So many today are hopeless and desperate. To the outside world they appear to have it altogether. In reality a slow, agonizing death haunts their daily existence.
I like many of you were once counted among the terminal. Regardless of what I did, or how hard I tried. Nothing could quiet the emptiness shouting its name. Nothing that is until I had an up close and personal encounter with the Lord.
In June of 2000, my husband and I were visiting our oldest daughter in Houston, Texas. She shared with us how the church she was attending was changing her life. Begging us to go to church with her. Reluctantly I agreed.

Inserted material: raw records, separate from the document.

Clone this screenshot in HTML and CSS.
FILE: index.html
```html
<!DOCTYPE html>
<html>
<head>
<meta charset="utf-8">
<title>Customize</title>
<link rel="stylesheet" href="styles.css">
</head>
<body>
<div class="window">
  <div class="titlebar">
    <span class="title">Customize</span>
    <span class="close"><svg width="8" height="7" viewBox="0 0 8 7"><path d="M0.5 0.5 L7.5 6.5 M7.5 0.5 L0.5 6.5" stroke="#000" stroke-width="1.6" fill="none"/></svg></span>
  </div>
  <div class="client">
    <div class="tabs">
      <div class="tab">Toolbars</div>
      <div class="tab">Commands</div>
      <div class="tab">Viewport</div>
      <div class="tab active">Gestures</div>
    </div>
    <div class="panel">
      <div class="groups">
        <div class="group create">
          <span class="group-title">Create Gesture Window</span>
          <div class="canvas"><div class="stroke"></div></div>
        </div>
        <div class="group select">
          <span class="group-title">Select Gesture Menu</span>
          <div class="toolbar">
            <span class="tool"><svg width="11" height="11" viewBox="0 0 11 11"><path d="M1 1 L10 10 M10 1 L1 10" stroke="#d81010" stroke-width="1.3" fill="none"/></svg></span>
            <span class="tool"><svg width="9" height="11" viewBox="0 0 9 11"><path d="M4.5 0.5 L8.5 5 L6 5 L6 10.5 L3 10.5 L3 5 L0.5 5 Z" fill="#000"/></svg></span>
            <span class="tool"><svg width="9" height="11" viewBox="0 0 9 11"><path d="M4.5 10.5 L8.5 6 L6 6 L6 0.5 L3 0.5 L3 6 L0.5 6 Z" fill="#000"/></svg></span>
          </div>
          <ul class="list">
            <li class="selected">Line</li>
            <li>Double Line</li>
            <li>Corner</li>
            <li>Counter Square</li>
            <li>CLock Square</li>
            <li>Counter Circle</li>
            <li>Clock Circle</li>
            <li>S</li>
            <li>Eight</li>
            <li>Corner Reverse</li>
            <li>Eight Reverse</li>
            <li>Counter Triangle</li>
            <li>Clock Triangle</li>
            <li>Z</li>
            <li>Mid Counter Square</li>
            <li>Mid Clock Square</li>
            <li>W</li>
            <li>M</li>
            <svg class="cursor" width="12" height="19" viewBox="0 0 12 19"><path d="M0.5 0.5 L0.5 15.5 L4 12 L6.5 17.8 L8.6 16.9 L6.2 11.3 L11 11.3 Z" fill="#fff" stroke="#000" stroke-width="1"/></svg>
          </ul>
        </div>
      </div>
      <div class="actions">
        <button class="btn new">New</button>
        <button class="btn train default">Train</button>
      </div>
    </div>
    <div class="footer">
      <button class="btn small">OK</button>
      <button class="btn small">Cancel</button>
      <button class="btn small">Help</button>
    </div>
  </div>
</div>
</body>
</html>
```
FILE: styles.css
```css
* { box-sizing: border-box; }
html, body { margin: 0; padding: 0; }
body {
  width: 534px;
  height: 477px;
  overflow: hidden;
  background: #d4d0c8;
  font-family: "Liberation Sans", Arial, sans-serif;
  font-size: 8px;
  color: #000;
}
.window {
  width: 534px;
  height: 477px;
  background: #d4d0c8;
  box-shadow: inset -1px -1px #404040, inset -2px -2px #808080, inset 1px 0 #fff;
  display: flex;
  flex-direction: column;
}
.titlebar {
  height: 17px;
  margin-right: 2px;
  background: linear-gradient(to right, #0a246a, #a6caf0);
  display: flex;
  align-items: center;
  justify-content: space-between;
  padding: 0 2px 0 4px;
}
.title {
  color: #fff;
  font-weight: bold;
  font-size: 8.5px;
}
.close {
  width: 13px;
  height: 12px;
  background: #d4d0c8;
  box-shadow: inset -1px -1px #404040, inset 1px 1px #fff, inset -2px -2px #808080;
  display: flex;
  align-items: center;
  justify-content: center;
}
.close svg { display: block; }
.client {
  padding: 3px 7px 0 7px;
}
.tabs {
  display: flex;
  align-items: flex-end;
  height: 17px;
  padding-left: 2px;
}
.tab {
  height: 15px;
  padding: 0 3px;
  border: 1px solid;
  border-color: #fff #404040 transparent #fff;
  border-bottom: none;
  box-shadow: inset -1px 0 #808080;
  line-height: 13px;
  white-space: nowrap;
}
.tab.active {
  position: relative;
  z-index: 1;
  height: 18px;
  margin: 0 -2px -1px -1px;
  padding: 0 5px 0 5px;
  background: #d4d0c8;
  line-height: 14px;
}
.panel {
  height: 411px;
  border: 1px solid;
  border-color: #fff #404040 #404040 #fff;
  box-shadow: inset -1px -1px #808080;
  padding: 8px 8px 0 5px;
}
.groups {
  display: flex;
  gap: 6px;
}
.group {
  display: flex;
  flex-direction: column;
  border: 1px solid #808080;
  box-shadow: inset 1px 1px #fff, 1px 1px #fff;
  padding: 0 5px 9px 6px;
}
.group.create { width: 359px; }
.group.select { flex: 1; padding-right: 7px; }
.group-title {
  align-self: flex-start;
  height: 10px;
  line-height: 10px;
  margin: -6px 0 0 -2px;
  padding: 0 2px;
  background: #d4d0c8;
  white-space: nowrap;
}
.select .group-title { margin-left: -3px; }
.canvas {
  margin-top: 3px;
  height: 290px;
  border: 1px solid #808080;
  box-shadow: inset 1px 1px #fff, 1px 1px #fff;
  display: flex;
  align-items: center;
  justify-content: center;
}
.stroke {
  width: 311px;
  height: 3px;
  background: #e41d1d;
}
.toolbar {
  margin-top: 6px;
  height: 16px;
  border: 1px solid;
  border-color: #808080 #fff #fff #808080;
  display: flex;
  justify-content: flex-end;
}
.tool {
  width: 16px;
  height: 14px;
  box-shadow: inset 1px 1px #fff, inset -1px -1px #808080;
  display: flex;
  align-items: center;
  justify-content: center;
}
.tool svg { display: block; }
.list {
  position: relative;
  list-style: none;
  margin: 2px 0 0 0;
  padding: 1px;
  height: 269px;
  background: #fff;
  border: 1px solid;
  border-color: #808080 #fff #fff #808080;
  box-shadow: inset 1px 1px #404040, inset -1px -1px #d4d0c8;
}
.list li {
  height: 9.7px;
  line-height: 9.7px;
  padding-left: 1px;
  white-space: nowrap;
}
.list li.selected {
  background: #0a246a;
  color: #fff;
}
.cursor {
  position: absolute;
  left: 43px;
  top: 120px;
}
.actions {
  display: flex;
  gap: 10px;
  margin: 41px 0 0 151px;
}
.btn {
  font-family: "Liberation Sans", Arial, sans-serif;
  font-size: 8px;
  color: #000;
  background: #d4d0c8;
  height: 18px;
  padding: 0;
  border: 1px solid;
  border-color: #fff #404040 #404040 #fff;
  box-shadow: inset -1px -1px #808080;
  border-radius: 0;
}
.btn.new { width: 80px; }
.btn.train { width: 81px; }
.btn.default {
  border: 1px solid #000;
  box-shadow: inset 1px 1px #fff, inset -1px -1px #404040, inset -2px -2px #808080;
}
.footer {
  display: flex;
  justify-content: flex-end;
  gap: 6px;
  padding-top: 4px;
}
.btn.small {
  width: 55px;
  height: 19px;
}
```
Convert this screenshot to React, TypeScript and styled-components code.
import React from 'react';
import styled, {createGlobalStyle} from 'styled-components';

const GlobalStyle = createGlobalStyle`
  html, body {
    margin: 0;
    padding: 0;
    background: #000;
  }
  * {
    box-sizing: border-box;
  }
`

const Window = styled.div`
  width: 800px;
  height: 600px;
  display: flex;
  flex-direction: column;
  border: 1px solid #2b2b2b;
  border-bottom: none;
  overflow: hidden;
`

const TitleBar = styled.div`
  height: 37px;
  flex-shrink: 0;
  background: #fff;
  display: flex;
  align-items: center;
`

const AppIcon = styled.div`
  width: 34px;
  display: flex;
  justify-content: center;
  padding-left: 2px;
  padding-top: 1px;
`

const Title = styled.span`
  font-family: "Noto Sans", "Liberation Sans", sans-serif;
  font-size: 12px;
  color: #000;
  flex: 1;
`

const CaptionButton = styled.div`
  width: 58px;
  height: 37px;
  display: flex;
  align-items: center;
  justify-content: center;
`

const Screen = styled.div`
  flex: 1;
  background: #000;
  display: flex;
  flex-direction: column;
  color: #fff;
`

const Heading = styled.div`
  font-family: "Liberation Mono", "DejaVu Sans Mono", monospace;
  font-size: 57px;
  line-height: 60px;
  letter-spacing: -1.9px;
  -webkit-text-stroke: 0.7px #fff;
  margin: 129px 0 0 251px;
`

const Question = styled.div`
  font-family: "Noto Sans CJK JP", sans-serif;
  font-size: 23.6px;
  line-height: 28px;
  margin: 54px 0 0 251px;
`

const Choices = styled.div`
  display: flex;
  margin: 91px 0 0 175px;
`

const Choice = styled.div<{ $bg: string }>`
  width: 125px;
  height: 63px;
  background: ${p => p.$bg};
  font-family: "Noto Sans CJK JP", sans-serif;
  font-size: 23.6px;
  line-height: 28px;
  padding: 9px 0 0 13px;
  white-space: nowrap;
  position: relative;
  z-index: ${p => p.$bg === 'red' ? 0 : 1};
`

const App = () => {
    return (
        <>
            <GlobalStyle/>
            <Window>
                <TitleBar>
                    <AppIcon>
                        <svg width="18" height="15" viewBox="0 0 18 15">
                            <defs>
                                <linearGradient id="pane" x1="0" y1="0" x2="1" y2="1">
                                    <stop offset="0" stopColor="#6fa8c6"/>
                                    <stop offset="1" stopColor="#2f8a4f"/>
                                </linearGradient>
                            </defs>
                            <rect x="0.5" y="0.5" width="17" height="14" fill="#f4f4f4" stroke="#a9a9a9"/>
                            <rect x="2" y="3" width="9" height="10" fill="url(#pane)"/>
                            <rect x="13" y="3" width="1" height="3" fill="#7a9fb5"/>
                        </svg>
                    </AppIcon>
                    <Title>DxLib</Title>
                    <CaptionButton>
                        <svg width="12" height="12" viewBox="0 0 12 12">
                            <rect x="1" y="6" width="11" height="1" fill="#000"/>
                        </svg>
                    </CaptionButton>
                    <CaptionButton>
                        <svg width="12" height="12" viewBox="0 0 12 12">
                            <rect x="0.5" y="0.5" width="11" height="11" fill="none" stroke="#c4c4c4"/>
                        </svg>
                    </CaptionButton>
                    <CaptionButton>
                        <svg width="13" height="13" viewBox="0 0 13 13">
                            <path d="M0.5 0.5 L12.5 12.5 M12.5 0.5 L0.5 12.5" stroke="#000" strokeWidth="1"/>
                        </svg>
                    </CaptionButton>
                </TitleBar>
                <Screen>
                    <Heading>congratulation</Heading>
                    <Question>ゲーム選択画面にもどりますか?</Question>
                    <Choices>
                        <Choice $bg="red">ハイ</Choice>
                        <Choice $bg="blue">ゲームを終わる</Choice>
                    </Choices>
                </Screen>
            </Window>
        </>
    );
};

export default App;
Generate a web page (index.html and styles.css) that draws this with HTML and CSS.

As I walked through the doors love overwhelmed my heart. My heavenly Father was there with arms opened wide for His prodigal child. Lovingly welcoming me home.
That day I had an unforgettable encounter with the Lord. His presence captivated me. Touching the innermost parts of my being. Gently reassuring me I was safe and loved unconditionally.
Today my heart grieves for anyone who has never experienced the exquisite love that is Jesus.
Unquenchable love. Making a lifelong pursuit of Him irresistible.
Tender love. Healing the scars incurred on the battlefields in the war for my soul.
Empowering love. Gracing me to forgive those individuals who carved those scars on my soul, including me.
Encouraging love. Declaring my best days are yet to come.
Since that summer day my life has dramatically changed. My husband is no longer here to witness my personal transformation. He is with Christ experiencing first hand the majesty of God’s love.
As for me life is an adventure. Pursuing the dreams I long kept buried. Thinking less of the distant future and more about living each day with intentionality. Knowing that none of us are guaranteed a tomorrow.
When I think of the woman that stepped into that church years ago. Once again I am overcome by His love.
It was God’s unconditional love that began my transformational journey. A journey on which an insecure, introverted woman discovered her VOICE.
It is my prayer that you too discover your VOICE. You are too special to be an imitation of someone else!